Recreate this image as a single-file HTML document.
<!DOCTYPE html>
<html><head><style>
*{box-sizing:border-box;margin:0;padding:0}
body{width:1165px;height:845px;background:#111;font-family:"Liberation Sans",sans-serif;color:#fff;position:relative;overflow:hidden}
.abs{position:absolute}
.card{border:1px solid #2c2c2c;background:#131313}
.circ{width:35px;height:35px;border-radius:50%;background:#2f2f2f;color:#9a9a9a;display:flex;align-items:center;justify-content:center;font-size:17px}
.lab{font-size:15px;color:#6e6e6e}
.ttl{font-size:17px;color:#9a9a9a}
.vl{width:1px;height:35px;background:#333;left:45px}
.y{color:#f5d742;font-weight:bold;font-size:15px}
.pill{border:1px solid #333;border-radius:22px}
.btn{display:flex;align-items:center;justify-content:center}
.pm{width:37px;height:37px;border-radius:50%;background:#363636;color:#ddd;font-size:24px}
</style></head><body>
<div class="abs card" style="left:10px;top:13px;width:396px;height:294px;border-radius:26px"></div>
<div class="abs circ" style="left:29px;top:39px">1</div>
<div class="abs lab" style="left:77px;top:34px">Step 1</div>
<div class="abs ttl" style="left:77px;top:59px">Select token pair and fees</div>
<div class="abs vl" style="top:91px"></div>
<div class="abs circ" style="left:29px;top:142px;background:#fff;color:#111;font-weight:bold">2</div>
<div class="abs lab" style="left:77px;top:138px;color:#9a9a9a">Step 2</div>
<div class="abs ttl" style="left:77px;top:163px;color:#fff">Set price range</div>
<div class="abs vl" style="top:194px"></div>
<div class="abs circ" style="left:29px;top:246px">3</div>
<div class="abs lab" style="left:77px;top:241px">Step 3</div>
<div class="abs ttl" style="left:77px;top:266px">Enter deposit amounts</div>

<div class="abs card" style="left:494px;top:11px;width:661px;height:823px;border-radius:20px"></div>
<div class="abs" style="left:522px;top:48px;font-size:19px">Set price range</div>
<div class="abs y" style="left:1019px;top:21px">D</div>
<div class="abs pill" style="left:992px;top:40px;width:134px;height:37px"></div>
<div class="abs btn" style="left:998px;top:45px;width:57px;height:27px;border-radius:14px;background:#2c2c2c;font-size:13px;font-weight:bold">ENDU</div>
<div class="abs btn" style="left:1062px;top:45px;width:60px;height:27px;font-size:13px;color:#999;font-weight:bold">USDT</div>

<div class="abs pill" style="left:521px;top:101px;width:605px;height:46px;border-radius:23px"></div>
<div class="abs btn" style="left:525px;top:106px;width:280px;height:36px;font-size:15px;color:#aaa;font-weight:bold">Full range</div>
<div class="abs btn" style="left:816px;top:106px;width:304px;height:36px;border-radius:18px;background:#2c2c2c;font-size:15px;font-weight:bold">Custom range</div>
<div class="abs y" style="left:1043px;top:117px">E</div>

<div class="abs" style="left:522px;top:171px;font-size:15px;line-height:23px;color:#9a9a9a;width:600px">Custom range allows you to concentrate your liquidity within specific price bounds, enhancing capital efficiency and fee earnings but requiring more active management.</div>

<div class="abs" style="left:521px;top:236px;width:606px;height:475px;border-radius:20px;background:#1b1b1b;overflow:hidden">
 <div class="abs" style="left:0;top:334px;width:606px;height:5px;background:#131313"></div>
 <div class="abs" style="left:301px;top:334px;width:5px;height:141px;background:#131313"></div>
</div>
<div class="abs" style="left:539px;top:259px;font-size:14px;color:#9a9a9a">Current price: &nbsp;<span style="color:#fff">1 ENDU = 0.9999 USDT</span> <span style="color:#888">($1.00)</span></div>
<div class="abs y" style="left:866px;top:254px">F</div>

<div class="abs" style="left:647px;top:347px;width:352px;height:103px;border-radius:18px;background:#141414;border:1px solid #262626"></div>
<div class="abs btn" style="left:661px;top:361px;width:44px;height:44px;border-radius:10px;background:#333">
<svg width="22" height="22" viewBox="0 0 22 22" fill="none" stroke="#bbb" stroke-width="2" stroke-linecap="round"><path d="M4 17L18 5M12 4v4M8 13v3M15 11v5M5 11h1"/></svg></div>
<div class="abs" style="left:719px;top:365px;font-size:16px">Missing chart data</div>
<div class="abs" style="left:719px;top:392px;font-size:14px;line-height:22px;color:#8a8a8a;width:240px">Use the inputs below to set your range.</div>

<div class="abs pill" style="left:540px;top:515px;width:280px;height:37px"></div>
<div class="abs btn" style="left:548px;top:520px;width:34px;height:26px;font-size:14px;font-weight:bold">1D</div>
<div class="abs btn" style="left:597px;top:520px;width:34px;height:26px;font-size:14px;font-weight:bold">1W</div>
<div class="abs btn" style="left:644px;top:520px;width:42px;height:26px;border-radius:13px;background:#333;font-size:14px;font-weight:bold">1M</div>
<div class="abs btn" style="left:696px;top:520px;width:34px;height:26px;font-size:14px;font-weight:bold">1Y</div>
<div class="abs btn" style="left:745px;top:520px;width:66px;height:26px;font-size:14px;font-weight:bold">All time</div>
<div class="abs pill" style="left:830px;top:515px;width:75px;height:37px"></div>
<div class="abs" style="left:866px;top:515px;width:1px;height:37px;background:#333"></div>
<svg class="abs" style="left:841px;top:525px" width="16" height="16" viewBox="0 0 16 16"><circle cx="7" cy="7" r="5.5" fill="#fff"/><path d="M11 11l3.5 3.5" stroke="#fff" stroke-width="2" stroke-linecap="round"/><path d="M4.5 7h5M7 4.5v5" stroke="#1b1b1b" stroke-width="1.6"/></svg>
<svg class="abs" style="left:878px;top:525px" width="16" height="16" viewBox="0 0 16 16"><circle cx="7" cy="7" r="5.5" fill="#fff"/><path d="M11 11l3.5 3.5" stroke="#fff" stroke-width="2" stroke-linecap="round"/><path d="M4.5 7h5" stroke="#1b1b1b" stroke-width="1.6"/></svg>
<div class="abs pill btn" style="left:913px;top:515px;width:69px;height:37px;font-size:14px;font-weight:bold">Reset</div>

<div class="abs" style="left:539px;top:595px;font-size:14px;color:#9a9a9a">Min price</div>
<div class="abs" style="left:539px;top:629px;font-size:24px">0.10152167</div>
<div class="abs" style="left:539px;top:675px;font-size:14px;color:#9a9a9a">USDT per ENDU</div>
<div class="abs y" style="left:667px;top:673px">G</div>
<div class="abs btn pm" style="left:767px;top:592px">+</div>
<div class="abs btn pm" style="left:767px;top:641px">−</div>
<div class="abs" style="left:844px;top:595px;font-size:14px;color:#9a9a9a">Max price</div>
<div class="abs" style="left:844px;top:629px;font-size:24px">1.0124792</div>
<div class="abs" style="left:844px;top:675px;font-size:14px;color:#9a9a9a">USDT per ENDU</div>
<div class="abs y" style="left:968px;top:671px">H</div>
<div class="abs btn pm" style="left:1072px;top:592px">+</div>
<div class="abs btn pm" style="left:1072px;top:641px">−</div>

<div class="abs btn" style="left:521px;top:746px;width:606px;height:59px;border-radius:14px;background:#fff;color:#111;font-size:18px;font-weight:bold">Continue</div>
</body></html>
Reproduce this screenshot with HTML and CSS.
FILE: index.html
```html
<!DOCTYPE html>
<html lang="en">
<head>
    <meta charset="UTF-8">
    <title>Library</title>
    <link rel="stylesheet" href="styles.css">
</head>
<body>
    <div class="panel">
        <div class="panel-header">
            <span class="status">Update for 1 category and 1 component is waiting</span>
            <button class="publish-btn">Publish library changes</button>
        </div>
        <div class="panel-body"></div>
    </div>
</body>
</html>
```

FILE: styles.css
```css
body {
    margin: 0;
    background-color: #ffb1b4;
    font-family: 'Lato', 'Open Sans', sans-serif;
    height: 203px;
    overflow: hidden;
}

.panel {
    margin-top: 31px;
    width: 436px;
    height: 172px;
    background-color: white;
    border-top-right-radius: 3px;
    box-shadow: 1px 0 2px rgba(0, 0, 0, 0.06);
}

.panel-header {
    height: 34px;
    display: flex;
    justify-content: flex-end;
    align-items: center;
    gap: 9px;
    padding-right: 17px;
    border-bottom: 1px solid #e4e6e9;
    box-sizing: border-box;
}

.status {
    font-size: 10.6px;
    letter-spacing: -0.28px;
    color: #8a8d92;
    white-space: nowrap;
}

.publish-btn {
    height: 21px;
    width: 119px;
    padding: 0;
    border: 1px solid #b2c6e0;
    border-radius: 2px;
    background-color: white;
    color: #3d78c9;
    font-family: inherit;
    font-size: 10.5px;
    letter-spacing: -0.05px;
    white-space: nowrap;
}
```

---

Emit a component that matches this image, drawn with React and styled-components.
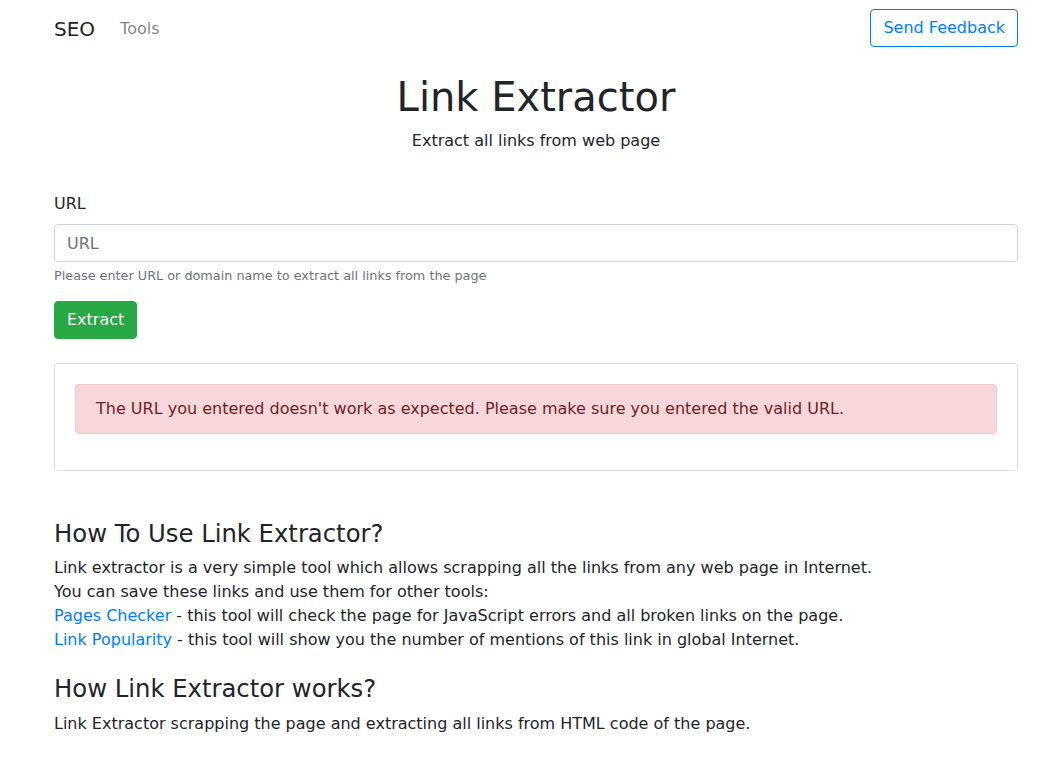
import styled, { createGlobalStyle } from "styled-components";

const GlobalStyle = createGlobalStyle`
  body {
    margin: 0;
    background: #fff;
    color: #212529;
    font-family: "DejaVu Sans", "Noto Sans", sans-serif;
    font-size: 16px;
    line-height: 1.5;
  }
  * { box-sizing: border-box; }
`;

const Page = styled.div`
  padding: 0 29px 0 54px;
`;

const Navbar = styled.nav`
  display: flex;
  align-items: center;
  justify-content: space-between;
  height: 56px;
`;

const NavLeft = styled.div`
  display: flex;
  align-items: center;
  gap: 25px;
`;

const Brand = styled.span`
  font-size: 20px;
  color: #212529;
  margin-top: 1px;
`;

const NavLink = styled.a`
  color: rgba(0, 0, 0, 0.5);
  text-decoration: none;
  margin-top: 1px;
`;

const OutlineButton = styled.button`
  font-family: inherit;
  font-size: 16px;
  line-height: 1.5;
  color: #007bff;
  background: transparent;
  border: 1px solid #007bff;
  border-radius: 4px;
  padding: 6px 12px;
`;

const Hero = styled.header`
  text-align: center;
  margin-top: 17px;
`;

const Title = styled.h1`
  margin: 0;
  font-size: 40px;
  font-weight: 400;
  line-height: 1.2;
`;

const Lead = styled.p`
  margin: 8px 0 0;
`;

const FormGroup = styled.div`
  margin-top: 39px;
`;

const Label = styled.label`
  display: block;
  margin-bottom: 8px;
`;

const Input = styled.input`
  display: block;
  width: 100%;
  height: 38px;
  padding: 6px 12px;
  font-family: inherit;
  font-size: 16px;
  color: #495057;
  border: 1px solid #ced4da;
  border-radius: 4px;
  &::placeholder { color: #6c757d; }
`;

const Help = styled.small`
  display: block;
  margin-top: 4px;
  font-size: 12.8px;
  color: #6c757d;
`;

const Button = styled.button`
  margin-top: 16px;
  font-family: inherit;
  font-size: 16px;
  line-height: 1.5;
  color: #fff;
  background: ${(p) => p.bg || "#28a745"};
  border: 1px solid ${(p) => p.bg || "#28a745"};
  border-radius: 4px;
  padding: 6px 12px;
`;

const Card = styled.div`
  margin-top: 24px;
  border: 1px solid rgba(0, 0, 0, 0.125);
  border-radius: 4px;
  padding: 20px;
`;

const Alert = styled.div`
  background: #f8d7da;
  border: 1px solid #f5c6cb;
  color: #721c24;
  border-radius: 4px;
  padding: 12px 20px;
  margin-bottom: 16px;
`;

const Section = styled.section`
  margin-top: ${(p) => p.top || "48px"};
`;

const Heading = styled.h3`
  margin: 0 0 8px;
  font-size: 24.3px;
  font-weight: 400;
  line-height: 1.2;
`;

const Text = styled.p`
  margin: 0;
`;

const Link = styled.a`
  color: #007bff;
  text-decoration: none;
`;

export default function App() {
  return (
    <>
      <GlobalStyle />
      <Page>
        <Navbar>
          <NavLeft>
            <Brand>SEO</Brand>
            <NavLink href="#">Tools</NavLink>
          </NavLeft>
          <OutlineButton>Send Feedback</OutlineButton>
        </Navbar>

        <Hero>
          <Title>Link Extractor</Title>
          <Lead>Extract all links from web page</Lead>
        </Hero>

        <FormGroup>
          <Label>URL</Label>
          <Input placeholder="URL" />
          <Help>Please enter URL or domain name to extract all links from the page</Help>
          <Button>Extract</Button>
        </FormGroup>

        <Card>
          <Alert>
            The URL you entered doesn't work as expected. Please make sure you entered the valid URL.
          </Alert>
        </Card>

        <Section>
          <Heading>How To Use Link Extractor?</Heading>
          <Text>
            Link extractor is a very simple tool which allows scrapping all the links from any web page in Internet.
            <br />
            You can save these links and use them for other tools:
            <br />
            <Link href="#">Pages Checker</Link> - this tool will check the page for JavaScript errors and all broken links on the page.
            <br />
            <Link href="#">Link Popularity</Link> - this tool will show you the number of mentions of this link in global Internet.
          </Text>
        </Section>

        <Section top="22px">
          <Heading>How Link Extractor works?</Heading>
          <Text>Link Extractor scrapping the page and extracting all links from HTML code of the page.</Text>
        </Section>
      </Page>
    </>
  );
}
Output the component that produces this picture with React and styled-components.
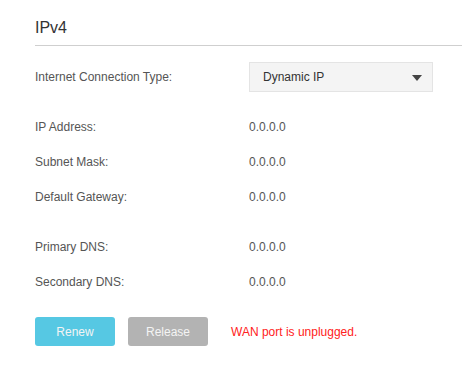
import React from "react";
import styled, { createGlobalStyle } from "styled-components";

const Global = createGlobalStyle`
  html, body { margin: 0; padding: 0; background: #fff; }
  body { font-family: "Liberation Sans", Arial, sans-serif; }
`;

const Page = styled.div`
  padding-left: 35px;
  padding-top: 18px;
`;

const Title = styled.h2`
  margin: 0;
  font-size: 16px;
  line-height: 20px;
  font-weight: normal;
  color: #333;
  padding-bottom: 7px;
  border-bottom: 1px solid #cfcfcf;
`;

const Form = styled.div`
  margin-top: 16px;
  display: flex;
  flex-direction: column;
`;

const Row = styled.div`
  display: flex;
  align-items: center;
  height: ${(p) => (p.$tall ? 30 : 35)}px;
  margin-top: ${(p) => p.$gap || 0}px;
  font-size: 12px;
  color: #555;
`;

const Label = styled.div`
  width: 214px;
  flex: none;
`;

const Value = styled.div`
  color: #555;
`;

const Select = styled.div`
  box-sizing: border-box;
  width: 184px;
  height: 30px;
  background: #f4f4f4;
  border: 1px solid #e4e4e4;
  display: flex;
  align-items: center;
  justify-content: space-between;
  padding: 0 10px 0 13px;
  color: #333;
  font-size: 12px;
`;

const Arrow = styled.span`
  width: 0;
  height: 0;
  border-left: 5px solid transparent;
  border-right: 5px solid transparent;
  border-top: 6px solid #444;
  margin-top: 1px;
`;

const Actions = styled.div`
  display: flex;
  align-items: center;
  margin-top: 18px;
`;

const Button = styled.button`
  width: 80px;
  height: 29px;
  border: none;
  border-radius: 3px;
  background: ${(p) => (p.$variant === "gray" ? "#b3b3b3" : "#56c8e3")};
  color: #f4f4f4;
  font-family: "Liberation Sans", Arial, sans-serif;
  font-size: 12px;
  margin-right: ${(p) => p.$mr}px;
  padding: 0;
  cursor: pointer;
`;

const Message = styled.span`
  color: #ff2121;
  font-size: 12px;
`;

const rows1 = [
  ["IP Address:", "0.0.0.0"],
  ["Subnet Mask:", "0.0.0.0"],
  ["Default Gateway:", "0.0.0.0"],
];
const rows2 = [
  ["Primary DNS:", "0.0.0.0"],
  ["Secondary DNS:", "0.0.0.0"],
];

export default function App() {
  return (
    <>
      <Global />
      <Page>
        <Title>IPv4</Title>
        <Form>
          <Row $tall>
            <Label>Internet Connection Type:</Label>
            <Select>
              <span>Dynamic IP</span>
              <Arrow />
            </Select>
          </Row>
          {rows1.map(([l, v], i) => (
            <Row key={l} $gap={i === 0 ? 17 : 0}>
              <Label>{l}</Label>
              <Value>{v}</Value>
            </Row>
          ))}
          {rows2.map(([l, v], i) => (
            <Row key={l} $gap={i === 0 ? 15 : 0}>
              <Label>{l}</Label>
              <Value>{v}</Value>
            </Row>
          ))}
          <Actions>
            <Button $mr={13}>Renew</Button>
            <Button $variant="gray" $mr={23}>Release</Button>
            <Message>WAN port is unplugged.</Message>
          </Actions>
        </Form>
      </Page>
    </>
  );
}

» **Problem description**
Sift through the entries and copy every line with "components".

» **Exercise output**
Emit a component that matches this image, drawn with React and styled-components.
import styled, { createGlobalStyle } from "styled-components";
Output the component that produces this picture with React and styled-components.
import styled, { createGlobalStyle } from "styled-components";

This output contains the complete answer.